[Code that builds pages]
┄┄┄┄┄┄

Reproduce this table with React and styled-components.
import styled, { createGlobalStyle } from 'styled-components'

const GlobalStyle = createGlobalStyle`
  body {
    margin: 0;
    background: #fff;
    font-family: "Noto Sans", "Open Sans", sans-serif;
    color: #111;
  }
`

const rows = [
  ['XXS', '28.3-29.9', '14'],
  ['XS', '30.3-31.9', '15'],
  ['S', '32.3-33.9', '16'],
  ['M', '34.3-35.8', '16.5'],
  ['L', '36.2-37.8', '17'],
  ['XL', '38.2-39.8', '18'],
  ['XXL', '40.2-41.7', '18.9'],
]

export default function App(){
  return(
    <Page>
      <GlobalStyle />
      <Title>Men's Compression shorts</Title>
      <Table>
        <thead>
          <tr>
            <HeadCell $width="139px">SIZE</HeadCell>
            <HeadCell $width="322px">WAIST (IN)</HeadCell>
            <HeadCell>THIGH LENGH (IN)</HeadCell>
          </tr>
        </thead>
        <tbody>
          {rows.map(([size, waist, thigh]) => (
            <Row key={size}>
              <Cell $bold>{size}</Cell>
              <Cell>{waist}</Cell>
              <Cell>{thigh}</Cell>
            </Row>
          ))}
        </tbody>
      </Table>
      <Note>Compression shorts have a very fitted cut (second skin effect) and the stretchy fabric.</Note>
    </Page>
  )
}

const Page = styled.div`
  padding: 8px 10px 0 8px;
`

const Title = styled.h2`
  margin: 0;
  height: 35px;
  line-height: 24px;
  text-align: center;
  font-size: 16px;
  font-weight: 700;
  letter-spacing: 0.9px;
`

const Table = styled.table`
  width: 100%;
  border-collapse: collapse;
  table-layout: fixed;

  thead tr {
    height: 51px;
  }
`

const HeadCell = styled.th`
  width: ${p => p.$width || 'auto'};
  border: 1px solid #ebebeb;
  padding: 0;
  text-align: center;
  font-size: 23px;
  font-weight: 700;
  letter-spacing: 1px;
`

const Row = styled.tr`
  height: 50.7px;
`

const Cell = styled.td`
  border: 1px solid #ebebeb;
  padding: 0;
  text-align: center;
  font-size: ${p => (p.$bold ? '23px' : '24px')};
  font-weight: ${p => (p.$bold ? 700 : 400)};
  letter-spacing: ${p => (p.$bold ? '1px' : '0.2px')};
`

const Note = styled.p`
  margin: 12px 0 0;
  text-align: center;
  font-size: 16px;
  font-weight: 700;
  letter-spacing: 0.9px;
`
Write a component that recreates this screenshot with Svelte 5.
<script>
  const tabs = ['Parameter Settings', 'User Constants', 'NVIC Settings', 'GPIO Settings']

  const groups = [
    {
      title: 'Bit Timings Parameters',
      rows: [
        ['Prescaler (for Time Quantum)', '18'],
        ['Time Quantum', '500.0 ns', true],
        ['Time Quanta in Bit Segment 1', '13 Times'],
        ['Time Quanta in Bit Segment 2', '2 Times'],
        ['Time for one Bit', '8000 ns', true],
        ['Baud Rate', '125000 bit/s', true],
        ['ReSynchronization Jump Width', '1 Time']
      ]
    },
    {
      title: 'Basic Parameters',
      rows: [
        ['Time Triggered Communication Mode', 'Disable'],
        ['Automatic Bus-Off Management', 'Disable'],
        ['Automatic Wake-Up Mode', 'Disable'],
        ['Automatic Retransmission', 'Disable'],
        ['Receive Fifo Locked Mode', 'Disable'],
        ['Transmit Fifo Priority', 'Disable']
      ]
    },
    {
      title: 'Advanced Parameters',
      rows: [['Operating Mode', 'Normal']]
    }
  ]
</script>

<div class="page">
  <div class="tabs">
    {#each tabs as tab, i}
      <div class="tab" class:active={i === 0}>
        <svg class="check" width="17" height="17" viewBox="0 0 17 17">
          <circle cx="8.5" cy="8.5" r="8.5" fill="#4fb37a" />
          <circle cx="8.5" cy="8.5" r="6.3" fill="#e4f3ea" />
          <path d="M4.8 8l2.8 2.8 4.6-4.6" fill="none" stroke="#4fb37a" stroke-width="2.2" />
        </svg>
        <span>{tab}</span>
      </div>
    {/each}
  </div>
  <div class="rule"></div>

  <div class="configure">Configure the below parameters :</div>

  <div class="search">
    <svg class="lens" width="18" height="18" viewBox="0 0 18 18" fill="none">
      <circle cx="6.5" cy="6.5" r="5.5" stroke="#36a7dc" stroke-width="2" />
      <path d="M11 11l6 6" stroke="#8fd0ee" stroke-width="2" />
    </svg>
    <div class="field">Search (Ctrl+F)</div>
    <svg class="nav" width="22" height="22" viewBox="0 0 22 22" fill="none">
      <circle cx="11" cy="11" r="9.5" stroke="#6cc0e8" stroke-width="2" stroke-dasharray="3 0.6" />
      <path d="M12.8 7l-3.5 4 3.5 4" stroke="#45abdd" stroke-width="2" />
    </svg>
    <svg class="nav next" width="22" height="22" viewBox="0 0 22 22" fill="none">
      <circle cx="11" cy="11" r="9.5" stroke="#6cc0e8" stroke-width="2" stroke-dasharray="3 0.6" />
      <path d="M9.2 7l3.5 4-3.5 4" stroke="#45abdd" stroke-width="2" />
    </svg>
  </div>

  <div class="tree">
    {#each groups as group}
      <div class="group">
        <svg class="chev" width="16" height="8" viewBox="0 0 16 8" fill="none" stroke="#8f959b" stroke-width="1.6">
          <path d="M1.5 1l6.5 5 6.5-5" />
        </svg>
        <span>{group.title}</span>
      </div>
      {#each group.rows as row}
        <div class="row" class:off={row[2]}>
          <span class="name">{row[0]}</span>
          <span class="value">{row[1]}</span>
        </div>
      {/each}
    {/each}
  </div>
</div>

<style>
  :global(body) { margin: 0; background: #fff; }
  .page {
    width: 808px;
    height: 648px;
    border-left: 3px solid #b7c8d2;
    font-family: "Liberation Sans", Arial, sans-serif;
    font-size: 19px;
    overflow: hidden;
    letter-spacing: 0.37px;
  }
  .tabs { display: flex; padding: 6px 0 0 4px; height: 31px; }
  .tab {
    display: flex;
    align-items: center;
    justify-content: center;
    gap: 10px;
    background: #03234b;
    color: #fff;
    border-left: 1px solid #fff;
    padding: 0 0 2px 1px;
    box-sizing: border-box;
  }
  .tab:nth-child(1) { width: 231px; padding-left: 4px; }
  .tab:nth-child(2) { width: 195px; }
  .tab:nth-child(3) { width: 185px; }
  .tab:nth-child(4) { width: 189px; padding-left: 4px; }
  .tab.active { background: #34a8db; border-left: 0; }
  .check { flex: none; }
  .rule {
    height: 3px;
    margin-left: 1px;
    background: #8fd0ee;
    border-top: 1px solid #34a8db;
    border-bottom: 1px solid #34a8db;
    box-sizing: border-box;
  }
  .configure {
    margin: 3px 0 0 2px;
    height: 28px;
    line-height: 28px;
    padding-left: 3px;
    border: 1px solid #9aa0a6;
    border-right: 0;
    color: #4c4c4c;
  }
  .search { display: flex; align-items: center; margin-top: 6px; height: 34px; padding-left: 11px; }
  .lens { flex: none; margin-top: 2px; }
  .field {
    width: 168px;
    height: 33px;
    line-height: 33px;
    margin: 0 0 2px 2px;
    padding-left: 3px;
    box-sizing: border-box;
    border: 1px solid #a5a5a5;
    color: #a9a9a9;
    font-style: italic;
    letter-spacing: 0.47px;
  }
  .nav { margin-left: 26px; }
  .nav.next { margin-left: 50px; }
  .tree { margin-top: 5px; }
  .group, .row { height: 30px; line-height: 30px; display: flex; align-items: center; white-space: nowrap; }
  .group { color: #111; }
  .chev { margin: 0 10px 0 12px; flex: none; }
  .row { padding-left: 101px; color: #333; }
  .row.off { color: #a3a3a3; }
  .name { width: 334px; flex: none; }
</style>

┄┄┄┄┄┄

## Problem requirements
The records above should all be quoted exactly, please.

## Full answer
Reproduce this table with React and styled-components.
import styled, { createGlobalStyle } from 'styled-components'

const GlobalStyle = createGlobalStyle`
  body {
    margin: 0;
    background: #fff;
    font-family: "Noto Sans", "Open Sans", sans-serif;
    color: #111;
  }
`

const rows = [
  ['XXS', '28.3-29.9', '14'],
  ['XS', '30.3-31.9', '15'],
  ['S', '32.3-33.9', '16'],
  ['M', '34.3-35.8', '16.5'],
  ['L', '36.2-37.8', '17'],
  ['XL', '38.2-39.8', '18'],
  ['XXL', '40.2-41.7', '18.9'],
]

export default function App(){
  return(
    <Page>
      <GlobalStyle />
      <Title>Men's Compression shorts</Title>
      <Table>
        <thead>
          <tr>
            <HeadCell $width="139px">SIZE</HeadCell>
            <HeadCell $width="322px">WAIST (IN)</HeadCell>
            <HeadCell>THIGH LENGH (IN)</HeadCell>
          </tr>
        </thead>
        <tbody>
          {rows.map(([size, waist, thigh]) => (
            <Row key={size}>
              <Cell $bold>{size}</Cell>
              <Cell>{waist}</Cell>
              <Cell>{thigh}</Cell>
            </Row>
          ))}
        </tbody>
      </Table>
      <Note>Compression shorts have a very fitted cut (second skin effect) and the stretchy fabric.</Note>
    </Page>
  )
}

const Page = styled.div`
  padding: 8px 10px 0 8px;
`

const Title = styled.h2`
  margin: 0;
  height: 35px;
  line-height: 24px;
  text-align: center;
  font-size: 16px;
  font-weight: 700;
  letter-spacing: 0.9px;
`

const Table = styled.table`
  width: 100%;
  border-collapse: collapse;
  table-layout: fixed;

  thead tr {
    height: 51px;
  }
`

const HeadCell = styled.th`
  width: ${p => p.$width || 'auto'};
  border: 1px solid #ebebeb;
  padding: 0;
  text-align: center;
  font-size: 23px;
  font-weight: 700;
  letter-spacing: 1px;
`

const Row = styled.tr`
  height: 50.7px;
`

const Cell = styled.td`
  border: 1px solid #ebebeb;
  padding: 0;
  text-align: center;
  font-size: ${p => (p.$bold ? '23px' : '24px')};
  font-weight: ${p => (p.$bold ? 700 : 400)};
  letter-spacing: ${p => (p.$bold ? '1px' : '0.2px')};
`

const Note = styled.p`
  margin: 12px 0 0;
  text-align: center;
  font-size: 16px;
  font-weight: 700;
  letter-spacing: 0.9px;
`
Write a component that recreates this screenshot with Svelte 5.
<script>
  const tabs = ['Parameter Settings', 'User Constants', 'NVIC Settings', 'GPIO Settings']

  const groups = [
    {
      title: 'Bit Timings Parameters',
      rows: [
        ['Prescaler (for Time Quantum)', '18'],
        ['Time Quantum', '500.0 ns', true],
        ['Time Quanta in Bit Segment 1', '13 Times'],
        ['Time Quanta in Bit Segment 2', '2 Times'],
        ['Time for one Bit', '8000 ns', true],
        ['Baud Rate', '125000 bit/s', true],
        ['ReSynchronization Jump Width', '1 Time']
      ]
    },
    {
      title: 'Basic Parameters',
      rows: [
        ['Time Triggered Communication Mode', 'Disable'],
        ['Automatic Bus-Off Management', 'Disable'],
        ['Automatic Wake-Up Mode', 'Disable'],
        ['Automatic Retransmission', 'Disable'],
        ['Receive Fifo Locked Mode', 'Disable'],
        ['Transmit Fifo Priority', 'Disable']
      ]
    },
    {
      title: 'Advanced Parameters',
      rows: [['Operating Mode', 'Normal']]
    }
  ]
</script>

<div class="page">
  <div class="tabs">
    {#each tabs as tab, i}
      <div class="tab" class:active={i === 0}>
        <svg class="check" width="17" height="17" viewBox="0 0 17 17">
          <circle cx="8.5" cy="8.5" r="8.5" fill="#4fb37a" />
          <circle cx="8.5" cy="8.5" r="6.3" fill="#e4f3ea" />
          <path d="M4.8 8l2.8 2.8 4.6-4.6" fill="none" stroke="#4fb37a" stroke-width="2.2" />
        </svg>
        <span>{tab}</span>
      </div>
    {/each}
  </div>
  <div class="rule"></div>

  <div class="configure">Configure the below parameters :</div>

  <div class="search">
    <svg class="lens" width="18" height="18" viewBox="0 0 18 18" fill="none">
      <circle cx="6.5" cy="6.5" r="5.5" stroke="#36a7dc" stroke-width="2" />
      <path d="M11 11l6 6" stroke="#8fd0ee" stroke-width="2" />
    </svg>
    <div class="field">Search (Ctrl+F)</div>
    <svg class="nav" width="22" height="22" viewBox="0 0 22 22" fill="none">
      <circle cx="11" cy="11" r="9.5" stroke="#6cc0e8" stroke-width="2" stroke-dasharray="3 0.6" />
      <path d="M12.8 7l-3.5 4 3.5 4" stroke="#45abdd" stroke-width="2" />
    </svg>
    <svg class="nav next" width="22" height="22" viewBox="0 0 22 22" fill="none">
      <circle cx="11" cy="11" r="9.5" stroke="#6cc0e8" stroke-width="2" stroke-dasharray="3 0.6" />
      <path d="M9.2 7l3.5 4-3.5 4" stroke="#45abdd" stroke-width="2" />
    </svg>
  </div>

  <div class="tree">
    {#each groups as group}
      <div class="group">
        <svg class="chev" width="16" height="8" viewBox="0 0 16 8" fill="none" stroke="#8f959b" stroke-width="1.6">
          <path d="M1.5 1l6.5 5 6.5-5" />
        </svg>
        <span>{group.title}</span>
      </div>
      {#each group.rows as row}
        <div class="row" class:off={row[2]}>
          <span class="name">{row[0]}</span>
          <span class="value">{row[1]}</span>
        </div>
      {/each}
    {/each}
  </div>
</div>

<style>
  :global(body) { margin: 0; background: #fff; }
  .page {
    width: 808px;
    height: 648px;
    border-left: 3px solid #b7c8d2;
    font-family: "Liberation Sans", Arial, sans-serif;
    font-size: 19px;
    overflow: hidden;
    letter-spacing: 0.37px;
  }
  .tabs { display: flex; padding: 6px 0 0 4px; height: 31px; }
  .tab {
    display: flex;
    align-items: center;
    justify-content: center;
    gap: 10px;
    background: #03234b;
    color: #fff;
    border-left: 1px solid #fff;
    padding: 0 0 2px 1px;
    box-sizing: border-box;
  }
  .tab:nth-child(1) { width: 231px; padding-left: 4px; }
  .tab:nth-child(2) { width: 195px; }
  .tab:nth-child(3) { width: 185px; }
  .tab:nth-child(4) { width: 189px; padding-left: 4px; }
  .tab.active { background: #34a8db; border-left: 0; }
  .check { flex: none; }
  .rule {
    height: 3px;
    margin-left: 1px;
    background: #8fd0ee;
    border-top: 1px solid #34a8db;
    border-bottom: 1px solid #34a8db;
    box-sizing: border-box;
  }
  .configure {
    margin: 3px 0 0 2px;
    height: 28px;
    line-height: 28px;
    padding-left: 3px;
    border: 1px solid #9aa0a6;
    border-right: 0;
    color: #4c4c4c;
  }
  .search { display: flex; align-items: center; margin-top: 6px; height: 34px; padding-left: 11px; }
  .lens { flex: none; margin-top: 2px; }
  .field {
    width: 168px;
    height: 33px;
    line-height: 33px;
    margin: 0 0 2px 2px;
    padding-left: 3px;
    box-sizing: border-box;
    border: 1px solid #a5a5a5;
    color: #a9a9a9;
    font-style: italic;
    letter-spacing: 0.47px;
  }
  .nav { margin-left: 26px; }
  .nav.next { margin-left: 50px; }
  .tree { margin-top: 5px; }
  .group, .row { height: 30px; line-height: 30px; display: flex; align-items: center; white-space: nowrap; }
  .group { color: #111; }
  .chev { margin: 0 10px 0 12px; flex: none; }
  .row { padding-left: 101px; color: #333; }
  .row.off { color: #a3a3a3; }
  .name { width: 334px; flex: none; }
</style>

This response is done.